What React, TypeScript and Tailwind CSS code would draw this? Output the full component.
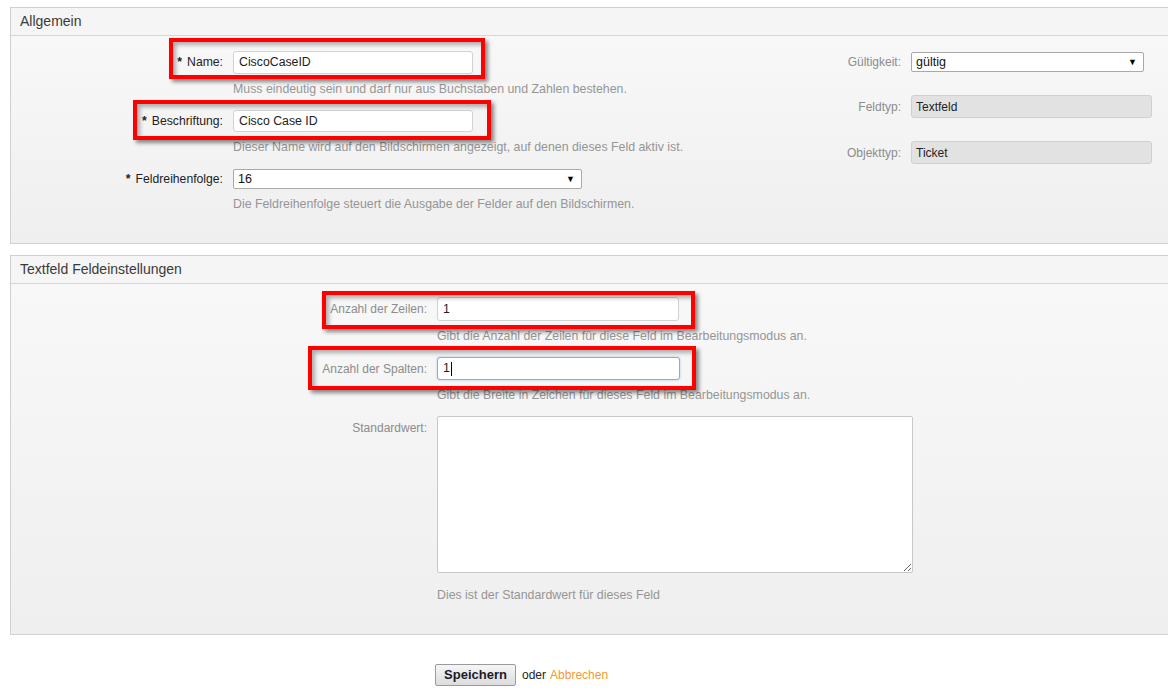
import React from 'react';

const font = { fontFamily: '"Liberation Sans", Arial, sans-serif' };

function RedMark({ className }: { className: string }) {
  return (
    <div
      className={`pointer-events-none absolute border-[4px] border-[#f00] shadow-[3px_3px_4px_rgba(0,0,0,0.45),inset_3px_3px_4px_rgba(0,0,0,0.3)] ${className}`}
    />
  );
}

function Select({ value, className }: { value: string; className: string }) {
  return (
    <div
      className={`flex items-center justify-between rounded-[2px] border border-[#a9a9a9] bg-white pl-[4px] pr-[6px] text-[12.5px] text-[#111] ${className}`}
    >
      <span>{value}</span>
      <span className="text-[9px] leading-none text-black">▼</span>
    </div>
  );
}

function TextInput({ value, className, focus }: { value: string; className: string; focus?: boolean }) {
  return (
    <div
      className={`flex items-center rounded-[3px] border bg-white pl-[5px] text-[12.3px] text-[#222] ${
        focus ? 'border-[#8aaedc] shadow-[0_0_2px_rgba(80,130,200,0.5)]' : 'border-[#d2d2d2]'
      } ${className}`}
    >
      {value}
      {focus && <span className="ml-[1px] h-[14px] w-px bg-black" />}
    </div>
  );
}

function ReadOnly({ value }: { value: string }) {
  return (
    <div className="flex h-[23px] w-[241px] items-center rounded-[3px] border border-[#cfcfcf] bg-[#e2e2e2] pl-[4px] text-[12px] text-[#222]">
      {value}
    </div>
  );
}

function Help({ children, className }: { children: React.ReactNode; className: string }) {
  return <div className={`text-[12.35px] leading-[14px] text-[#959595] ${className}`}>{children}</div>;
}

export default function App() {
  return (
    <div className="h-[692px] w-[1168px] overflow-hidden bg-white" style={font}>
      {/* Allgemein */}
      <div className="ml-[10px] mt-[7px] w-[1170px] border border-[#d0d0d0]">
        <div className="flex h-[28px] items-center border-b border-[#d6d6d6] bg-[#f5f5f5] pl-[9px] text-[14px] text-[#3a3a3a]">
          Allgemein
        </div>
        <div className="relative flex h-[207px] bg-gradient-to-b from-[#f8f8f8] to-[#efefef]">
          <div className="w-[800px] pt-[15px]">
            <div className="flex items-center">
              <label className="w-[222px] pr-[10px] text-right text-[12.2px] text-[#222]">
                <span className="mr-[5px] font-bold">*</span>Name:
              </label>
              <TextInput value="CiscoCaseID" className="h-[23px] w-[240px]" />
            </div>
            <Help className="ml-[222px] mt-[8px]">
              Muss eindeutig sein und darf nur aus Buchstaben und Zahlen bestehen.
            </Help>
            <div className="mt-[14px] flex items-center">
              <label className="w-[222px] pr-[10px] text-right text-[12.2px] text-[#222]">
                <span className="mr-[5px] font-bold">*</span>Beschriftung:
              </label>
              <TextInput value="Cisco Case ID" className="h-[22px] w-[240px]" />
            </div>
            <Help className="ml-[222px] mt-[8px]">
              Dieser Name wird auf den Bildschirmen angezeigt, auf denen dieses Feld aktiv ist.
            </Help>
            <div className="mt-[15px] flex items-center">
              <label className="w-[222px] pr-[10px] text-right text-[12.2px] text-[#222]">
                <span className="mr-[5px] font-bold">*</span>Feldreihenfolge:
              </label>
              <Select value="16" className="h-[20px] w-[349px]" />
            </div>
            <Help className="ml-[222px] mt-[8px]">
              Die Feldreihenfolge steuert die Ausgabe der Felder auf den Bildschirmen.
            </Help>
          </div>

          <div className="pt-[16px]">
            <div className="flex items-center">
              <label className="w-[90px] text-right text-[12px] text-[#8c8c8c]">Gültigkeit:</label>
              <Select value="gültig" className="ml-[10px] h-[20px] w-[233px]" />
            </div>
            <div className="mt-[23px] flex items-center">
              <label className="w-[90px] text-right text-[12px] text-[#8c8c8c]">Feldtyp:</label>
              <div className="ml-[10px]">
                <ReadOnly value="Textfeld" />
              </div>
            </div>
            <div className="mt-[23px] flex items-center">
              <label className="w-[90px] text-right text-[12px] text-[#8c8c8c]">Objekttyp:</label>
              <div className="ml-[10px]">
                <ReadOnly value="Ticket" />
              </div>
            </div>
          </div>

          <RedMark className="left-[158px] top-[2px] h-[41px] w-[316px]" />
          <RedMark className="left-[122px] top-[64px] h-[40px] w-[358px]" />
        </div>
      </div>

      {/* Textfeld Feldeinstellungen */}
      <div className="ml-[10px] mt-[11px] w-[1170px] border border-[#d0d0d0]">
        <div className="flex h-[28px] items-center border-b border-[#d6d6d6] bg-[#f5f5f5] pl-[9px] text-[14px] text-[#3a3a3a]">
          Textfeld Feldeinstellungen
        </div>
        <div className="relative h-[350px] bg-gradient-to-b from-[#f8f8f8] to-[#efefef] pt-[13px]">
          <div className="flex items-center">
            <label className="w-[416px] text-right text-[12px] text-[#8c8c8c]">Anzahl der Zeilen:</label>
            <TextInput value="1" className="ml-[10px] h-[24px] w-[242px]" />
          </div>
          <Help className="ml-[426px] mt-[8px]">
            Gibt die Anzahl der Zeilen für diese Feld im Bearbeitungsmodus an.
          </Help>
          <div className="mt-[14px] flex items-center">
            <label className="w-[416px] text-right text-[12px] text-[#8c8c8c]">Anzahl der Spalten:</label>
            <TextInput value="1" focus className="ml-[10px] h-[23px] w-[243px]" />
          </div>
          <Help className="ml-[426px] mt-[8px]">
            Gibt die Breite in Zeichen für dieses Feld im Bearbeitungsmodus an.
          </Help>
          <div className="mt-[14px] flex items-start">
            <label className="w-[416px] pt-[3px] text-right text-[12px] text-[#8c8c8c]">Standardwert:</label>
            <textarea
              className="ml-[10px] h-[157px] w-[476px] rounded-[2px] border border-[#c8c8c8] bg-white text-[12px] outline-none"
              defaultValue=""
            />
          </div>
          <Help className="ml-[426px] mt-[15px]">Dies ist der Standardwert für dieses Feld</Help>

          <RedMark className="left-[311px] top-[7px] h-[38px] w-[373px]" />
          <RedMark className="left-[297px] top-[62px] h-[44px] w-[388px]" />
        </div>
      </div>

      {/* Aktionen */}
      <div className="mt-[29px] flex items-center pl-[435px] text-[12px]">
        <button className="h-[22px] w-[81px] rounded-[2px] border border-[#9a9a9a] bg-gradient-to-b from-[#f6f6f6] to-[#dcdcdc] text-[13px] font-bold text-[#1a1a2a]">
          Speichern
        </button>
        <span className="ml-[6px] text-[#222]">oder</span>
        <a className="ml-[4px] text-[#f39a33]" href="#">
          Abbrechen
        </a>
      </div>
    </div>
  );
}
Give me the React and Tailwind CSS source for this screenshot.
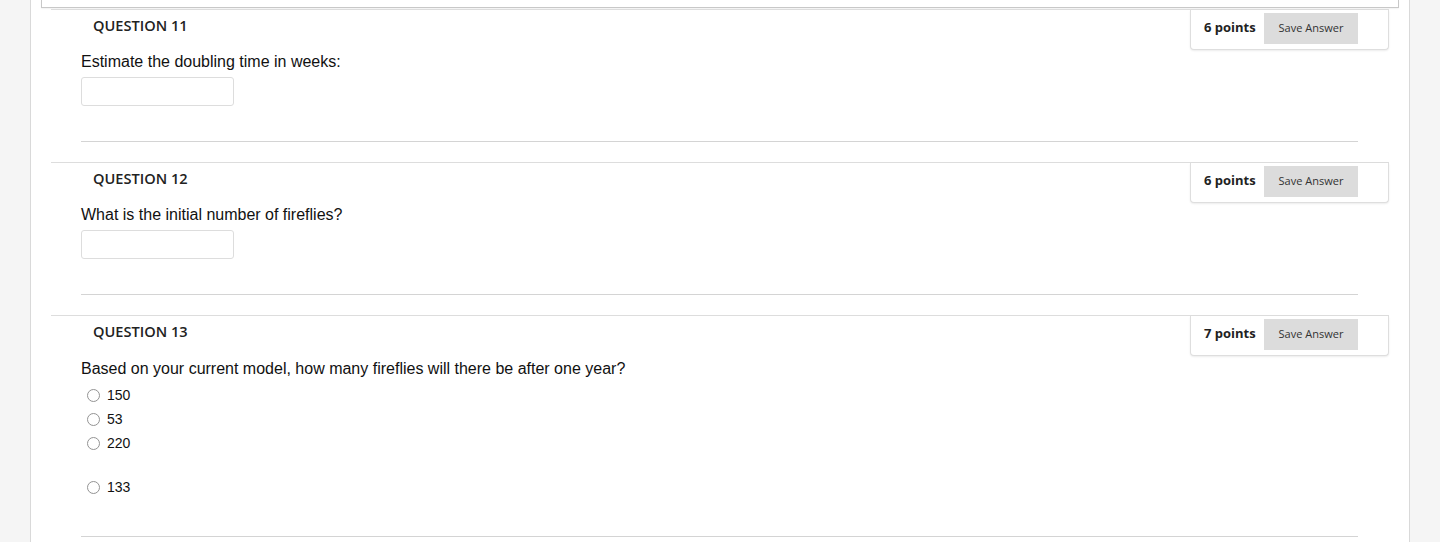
****************
→ **Requirement**
Exactly reproduce each record, leaving out any pictures.

→ **Written response**
What React, TypeScript and Tailwind CSS code would draw this? Output the full component.
import React from 'react';

const font = { fontFamily: '"Liberation Sans", Arial, sans-serif' };

function RedMark({ className }: { className: string }) {
  return (
    <div
      className={`pointer-events-none absolute border-[4px] border-[#f00] shadow-[3px_3px_4px_rgba(0,0,0,0.45),inset_3px_3px_4px_rgba(0,0,0,0.3)] ${className}`}
    />
  );
}

function Select({ value, className }: { value: string; className: string }) {
  return (
    <div
      className={`flex items-center justify-between rounded-[2px] border border-[#a9a9a9] bg-white pl-[4px] pr-[6px] text-[12.5px] text-[#111] ${className}`}
    >
      <span>{value}</span>
      <span className="text-[9px] leading-none text-black">▼</span>
    </div>
  );
}

function TextInput({ value, className, focus }: { value: string; className: string; focus?: boolean }) {
  return (
    <div
      className={`flex items-center rounded-[3px] border bg-white pl-[5px] text-[12.3px] text-[#222] ${
        focus ? 'border-[#8aaedc] shadow-[0_0_2px_rgba(80,130,200,0.5)]' : 'border-[#d2d2d2]'
      } ${className}`}
    >
      {value}
      {focus && <span className="ml-[1px] h-[14px] w-px bg-black" />}
    </div>
  );
}

function ReadOnly({ value }: { value: string }) {
  return (
    <div className="flex h-[23px] w-[241px] items-center rounded-[3px] border border-[#cfcfcf] bg-[#e2e2e2] pl-[4px] text-[12px] text-[#222]">
      {value}
    </div>
  );
}

function Help({ children, className }: { children: React.ReactNode; className: string }) {
  return <div className={`text-[12.35px] leading-[14px] text-[#959595] ${className}`}>{children}</div>;
}

export default function App() {
  return (
    <div className="h-[692px] w-[1168px] overflow-hidden bg-white" style={font}>
      {/* Allgemein */}
      <div className="ml-[10px] mt-[7px] w-[1170px] border border-[#d0d0d0]">
        <div className="flex h-[28px] items-center border-b border-[#d6d6d6] bg-[#f5f5f5] pl-[9px] text-[14px] text-[#3a3a3a]">
          Allgemein
        </div>
        <div className="relative flex h-[207px] bg-gradient-to-b from-[#f8f8f8] to-[#efefef]">
          <div className="w-[800px] pt-[15px]">
            <div className="flex items-center">
              <label className="w-[222px] pr-[10px] text-right text-[12.2px] text-[#222]">
                <span className="mr-[5px] font-bold">*</span>Name:
              </label>
              <TextInput value="CiscoCaseID" className="h-[23px] w-[240px]" />
            </div>
            <Help className="ml-[222px] mt-[8px]">
              Muss eindeutig sein und darf nur aus Buchstaben und Zahlen bestehen.
            </Help>
            <div className="mt-[14px] flex items-center">
              <label className="w-[222px] pr-[10px] text-right text-[12.2px] text-[#222]">
                <span className="mr-[5px] font-bold">*</span>Beschriftung:
              </label>
              <TextInput value="Cisco Case ID" className="h-[22px] w-[240px]" />
            </div>
            <Help className="ml-[222px] mt-[8px]">
              Dieser Name wird auf den Bildschirmen angezeigt, auf denen dieses Feld aktiv ist.
            </Help>
            <div className="mt-[15px] flex items-center">
              <label className="w-[222px] pr-[10px] text-right text-[12.2px] text-[#222]">
                <span className="mr-[5px] font-bold">*</span>Feldreihenfolge:
              </label>
              <Select value="16" className="h-[20px] w-[349px]" />
            </div>
            <Help className="ml-[222px] mt-[8px]">
              Die Feldreihenfolge steuert die Ausgabe der Felder auf den Bildschirmen.
            </Help>
          </div>

          <div className="pt-[16px]">
            <div className="flex items-center">
              <label className="w-[90px] text-right text-[12px] text-[#8c8c8c]">Gültigkeit:</label>
              <Select value="gültig" className="ml-[10px] h-[20px] w-[233px]" />
            </div>
            <div className="mt-[23px] flex items-center">
              <label className="w-[90px] text-right text-[12px] text-[#8c8c8c]">Feldtyp:</label>
              <div className="ml-[10px]">
                <ReadOnly value="Textfeld" />
              </div>
            </div>
            <div className="mt-[23px] flex items-center">
              <label className="w-[90px] text-right text-[12px] text-[#8c8c8c]">Objekttyp:</label>
              <div className="ml-[10px]">
                <ReadOnly value="Ticket" />
              </div>
            </div>
          </div>

          <RedMark className="left-[158px] top-[2px] h-[41px] w-[316px]" />
          <RedMark className="left-[122px] top-[64px] h-[40px] w-[358px]" />
        </div>
      </div>

      {/* Textfeld Feldeinstellungen */}
      <div className="ml-[10px] mt-[11px] w-[1170px] border border-[#d0d0d0]">
        <div className="flex h-[28px] items-center border-b border-[#d6d6d6] bg-[#f5f5f5] pl-[9px] text-[14px] text-[#3a3a3a]">
          Textfeld Feldeinstellungen
        </div>
        <div className="relative h-[350px] bg-gradient-to-b from-[#f8f8f8] to-[#efefef] pt-[13px]">
          <div className="flex items-center">
            <label className="w-[416px] text-right text-[12px] text-[#8c8c8c]">Anzahl der Zeilen:</label>
            <TextInput value="1" className="ml-[10px] h-[24px] w-[242px]" />
          </div>
          <Help className="ml-[426px] mt-[8px]">
            Gibt die Anzahl der Zeilen für diese Feld im Bearbeitungsmodus an.
          </Help>
          <div className="mt-[14px] flex items-center">
            <label className="w-[416px] text-right text-[12px] text-[#8c8c8c]">Anzahl der Spalten:</label>
            <TextInput value="1" focus className="ml-[10px] h-[23px] w-[243px]" />
          </div>
          <Help className="ml-[426px] mt-[8px]">
            Gibt die Breite in Zeichen für dieses Feld im Bearbeitungsmodus an.
          </Help>
          <div className="mt-[14px] flex items-start">
            <label className="w-[416px] pt-[3px] text-right text-[12px] text-[#8c8c8c]">Standardwert:</label>
            <textarea
              className="ml-[10px] h-[157px] w-[476px] rounded-[2px] border border-[#c8c8c8] bg-white text-[12px] outline-none"
              defaultValue=""
            />
          </div>
          <Help className="ml-[426px] mt-[15px]">Dies ist der Standardwert für dieses Feld</Help>

          <RedMark className="left-[311px] top-[7px] h-[38px] w-[373px]" />
          <RedMark className="left-[297px] top-[62px] h-[44px] w-[388px]" />
        </div>
      </div>

      {/* Aktionen */}
      <div className="mt-[29px] flex items-center pl-[435px] text-[12px]">
        <button className="h-[22px] w-[81px] rounded-[2px] border border-[#9a9a9a] bg-gradient-to-b from-[#f6f6f6] to-[#dcdcdc] text-[13px] font-bold text-[#1a1a2a]">
          Speichern
        </button>
        <span className="ml-[6px] text-[#222]">oder</span>
        <a className="ml-[4px] text-[#f39a33]" href="#">
          Abbrechen
        </a>
      </div>
    </div>
  );
}
Give me the React and Tailwind CSS source for this screenshot.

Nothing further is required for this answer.